● Written request
From the listing, collect all lines containing the word "React".

● Source data

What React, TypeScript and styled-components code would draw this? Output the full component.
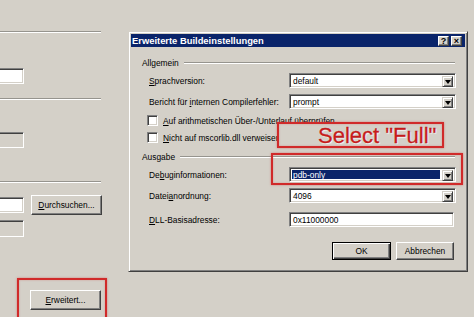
import React from 'react';
import styled, { createGlobalStyle } from 'styled-components';

const Global = createGlobalStyle`
  html, body { margin: 0; padding: 0; background: #d4d0c8; }
  body { font-family: "Liberation Sans", Arial, sans-serif; }
`;

const Screen = styled.div`
  position: relative;
  width: 474px;
  height: 317px;
  overflow: hidden;
  background: #d4d0c8;
  display: flex;
  align-items: flex-start;
  font-family: "Liberation Sans", Arial, sans-serif;
  font-size: 8.4px;
  line-height: 10px;
  color: #000;
`;

const LeftPane = styled.div`
  width: 128px;
  flex: none;
  display: flex;
  flex-direction: column;
  align-items: flex-start;
`;

const Etched = styled.div<{ $top: number }>`
  margin-top: ${p => p.$top}px;
  width: 101px;
  height: 0;
  border-top: 1px solid #96948e;
  border-bottom: 1px solid #ffffff;
`;

const Field = styled.div<{ $top?: number; $disabled?: boolean; $h?: number }>`
  margin-top: ${p => p.$top ?? 0}px;
  margin-left: -16px;
  width: 40px;
  height: ${p => p.$h ?? 16}px;
  box-sizing: border-box;
  background: ${p => (p.$disabled ? '#d4d0c8' : '#ffffff')};
  border: 1px solid;
  border-color: #808080 #ffffff #ffffff #808080;
  box-shadow: inset 1px 1px #404040, inset -1px -1px #d4d0c8;
`;

const BrowseRow = styled.div`
  margin-top: 12px;
  display: flex;
  align-items: center;
  gap: 7px;
`;

const WinButton = styled.button<{ $w: number; $h?: number; $default?: boolean; $ml?: number; $top?: number }>`
  width: ${p => p.$w}px;
  height: ${p => p.$h ?? 20}px;
  margin-left: ${p => p.$ml ?? 0}px;
  margin-top: ${p => p.$top ?? 0}px;
  box-sizing: border-box;
  padding: 0;
  background: #d4d0c8;
  font-family: "Liberation Sans", Arial, sans-serif;
  font-size: 8.4px;
  color: #000;
  display: flex;
  align-items: center;
  justify-content: center;
  border: 1px solid;
  border-color: ${p => (p.$default ? '#000 #000 #000 #000' : '#ffffff #404040 #404040 #ffffff')};
  box-shadow: ${p =>
    p.$default
      ? 'inset 1px 1px #ffffff, inset -1px -1px #404040, inset -2px -2px #808080'
      : 'inset -1px -1px #808080'};
`;

const U = styled.span`
  text-decoration: underline;
  text-underline-offset: 1px;
`;

const Dialog = styled.div`
  margin-top: 31px;
  width: 340px;
  height: 241px;
  flex: none;
  box-sizing: border-box;
  background: #d4d0c8;
  border: 1px solid;
  border-color: #d4d0c8 #404040 #404040 #d4d0c8;
  box-shadow: inset 1px 1px #ffffff, inset -1px -1px #808080;
  padding: 2px;
  display: flex;
  flex-direction: column;
`;

const TitleBar = styled.div`
  height: 13px;
  background: #0a246a;
  display: flex;
  align-items: center;
  padding: 0 3px 0 1px;
  gap: 2px;
`;

const TitleText = styled.span`
  flex: 1;
  color: #fff;
  font-weight: bold;
  font-size: 9.4px;
  line-height: 13px;
  white-space: nowrap;
`;

const CaptionButton = styled.span`
  width: 11px;
  height: 10px;
  box-sizing: border-box;
  background: #d4d0c8;
  border: 1px solid;
  border-color: #ffffff #404040 #404040 #ffffff;
  box-shadow: inset -1px -1px #808080;
  display: flex;
  align-items: center;
  justify-content: center;
  font-weight: bold;
  font-size: 9px;
  line-height: 8px;
  color: #000;
`;

const Body = styled.div`
  padding: 0 11px 0 11px;
  display: flex;
  flex-direction: column;
`;

const GroupHeader = styled.div<{ $top: number }>`
  margin-top: ${p => p.$top}px;
  height: 10px;
  display: flex;
  align-items: center;
  gap: 5px;
  margin-right: -1px;
`;

const GroupLine = styled.div`
  flex: 1;
  height: 0;
  border-top: 1px solid #96948e;
  border-bottom: 1px solid #ffffff;
`;

const FormRow = styled.div<{ $top: number }>`
  margin-top: ${p => p.$top}px;
  padding-left: 7px;
  display: grid;
  grid-template-columns: 140px 167px;
  align-items: center;
`;

const Label = styled.span`
  white-space: nowrap;
`;

const Combo = styled.div`
  width: 167px;
  height: 15px;
  box-sizing: border-box;
  background: #fff;
  border: 1px solid;
  border-color: #808080 #ffffff #ffffff #808080;
  box-shadow: inset 1px 1px #404040, inset -1px -1px #d4d0c8;
  padding: 2px;
  display: flex;
  gap: 2px;
`;

const TextBox = styled(Combo)`
  width: 165px;
`;

const ComboText = styled.span<{ $selected?: boolean }>`
  flex: 1;
  padding-left: 1px;
  line-height: 11px;
  white-space: nowrap;
  background: ${p => (p.$selected ? '#0a246a' : 'transparent')};
  color: ${p => (p.$selected ? '#ffffff' : '#000000')};
`;

const DropButton = styled.span`
  width: 11px;
  height: 11px;
  box-sizing: border-box;
  background: #d4d0c8;
  border: 1px solid;
  border-color: #d4d0c8 #404040 #404040 #d4d0c8;
  box-shadow: inset 1px 1px #ffffff, inset -1px -1px #808080;
  display: flex;
  align-items: center;
  justify-content: center;
`;

const Arrow = styled.span`
  width: 0;
  height: 0;
  border-left: 3.5px solid transparent;
  border-right: 3.5px solid transparent;
  border-top: 4px solid #000;
`;

const CheckRow = styled.div<{ $top: number }>`
  margin-top: ${p => p.$top}px;
  padding-left: 5px;
  height: 13px;
  display: flex;
  align-items: center;
  gap: 5px;
`;

const CheckBox = styled.span`
  width: 11px;
  height: 11px;
  box-sizing: border-box;
  background: #fff;
  border: 1px solid;
  border-color: #808080 #ffffff #ffffff #808080;
  box-shadow: inset 1px 1px #404040, inset -1px -1px #d4d0c8;
`;

const ButtonRow = styled.div`
  margin-top: 15px;
  display: flex;
  justify-content: flex-end;
  gap: 5px;
`;

const Callout = styled.div<{ $x: number; $y: number; $w: number; $h: number; $fill?: boolean }>`
  position: absolute;
  left: ${p => p.$x}px;
  top: ${p => p.$y}px;
  width: ${p => p.$w}px;
  height: ${p => p.$h}px;
  box-sizing: border-box;
  border: 2px solid #d02a2a;
  box-shadow: 0 0 2px rgba(210, 60, 60, 0.55), inset 0 0 2px rgba(210, 60, 60, 0.4);
  background: ${p => (p.$fill ? '#d4d0c8' : 'transparent')};
  padding: 1px 0 0 39px;
`;

const CalloutText = styled.span`
  font-family: "Liberation Sans", Arial, sans-serif;
  font-size: 22px;
  line-height: 22px;
  color: #cc1c1c;
  white-space: nowrap;
  -webkit-text-stroke: 0.3px #b01515;
  text-shadow: 0 0 1px #fff, 1px 1px 1px rgba(255, 255, 255, 0.8);
`;

export default function App() {
  return (
    <Screen>
      <Global />
      <LeftPane>
        <Etched $top={31} />
        <Field $top={35} />
        <Etched $top={14} />
        <Field $top={32} $disabled />
        <Etched $top={33} />
        <BrowseRow>
          <Field />
          <WinButton $w={71}>
            <span><U>D</U>urchsuchen...</span>
          </WinButton>
        </BrowseRow>
        <Field $top={5} $h={17} $disabled />
        <WinButton $w={71} $ml={30} $top={53}>
          <span><U>E</U>rweitert...</span>
        </WinButton>
      </LeftPane>

      <Dialog>
        <TitleBar>
          <TitleText>Erweiterte Buildeinstellungen</TitleText>
          <CaptionButton>?</CaptionButton>
          <CaptionButton>×</CaptionButton>
        </TitleBar>
        <Body>
          <GroupHeader $top={11}>
            <Label>Allgemein</Label>
            <GroupLine />
          </GroupHeader>
          <FormRow $top={5}>
            <Label><U>S</U>prachversion:</Label>
            <Combo>
              <ComboText>default</ComboText>
              <DropButton><Arrow /></DropButton>
            </Combo>
          </FormRow>
          <FormRow $top={6}>
            <Label>Bericht für <U>i</U>nternen Compilerfehler:</Label>
            <Combo>
              <ComboText>prompt</ComboText>
              <DropButton><Arrow /></DropButton>
            </Combo>
          </FormRow>
          <CheckRow $top={5}>
            <CheckBox />
            <Label><U>A</U>uf arithmetischen Über-/Unterlauf überprüfen</Label>
          </CheckRow>
          <CheckRow $top={4}>
            <CheckBox />
            <Label><U>N</U>icht auf mscorlib.dll verweisen</Label>
          </CheckRow>
          <GroupHeader $top={8}>
            <Label>Ausgabe</Label>
            <GroupLine />
          </GroupHeader>
          <FormRow $top={5}>
            <Label>De<U>b</U>uginformationen:</Label>
            <Combo>
              <ComboText $selected>pdb-only</ComboText>
              <DropButton><Arrow /></DropButton>
            </Combo>
          </FormRow>
          <FormRow $top={6}>
            <Label>Datei<U>a</U>nordnung:</Label>
            <Combo>
              <ComboText>4096</ComboText>
              <DropButton><Arrow /></DropButton>
            </Combo>
          </FormRow>
          <FormRow $top={9}>
            <Label><U>D</U>LL-Basisadresse:</Label>
            <TextBox>
              <ComboText>0x11000000</ComboText>
            </TextBox>
          </FormRow>
          <ButtonRow>
            <WinButton $w={59} $h={18} $default>OK</WinButton>
            <WinButton $w={58} $h={18}>Abbrechen</WinButton>
          </ButtonRow>
        </Body>
      </Dialog>

      <Callout $x={277} $y={122} $w={167} $h={26} $fill>
        <CalloutText>Select "Full"</CalloutText>
      </Callout>
      <Callout $x={271} $y={153} $w={192} $h={32} />
      <Callout $x={17} $y={278} $w={90} $h={45} />
    </Screen>
  );
}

● Expected answer
What React, TypeScript and styled-components code would draw this? Output the full component.
import React from 'react';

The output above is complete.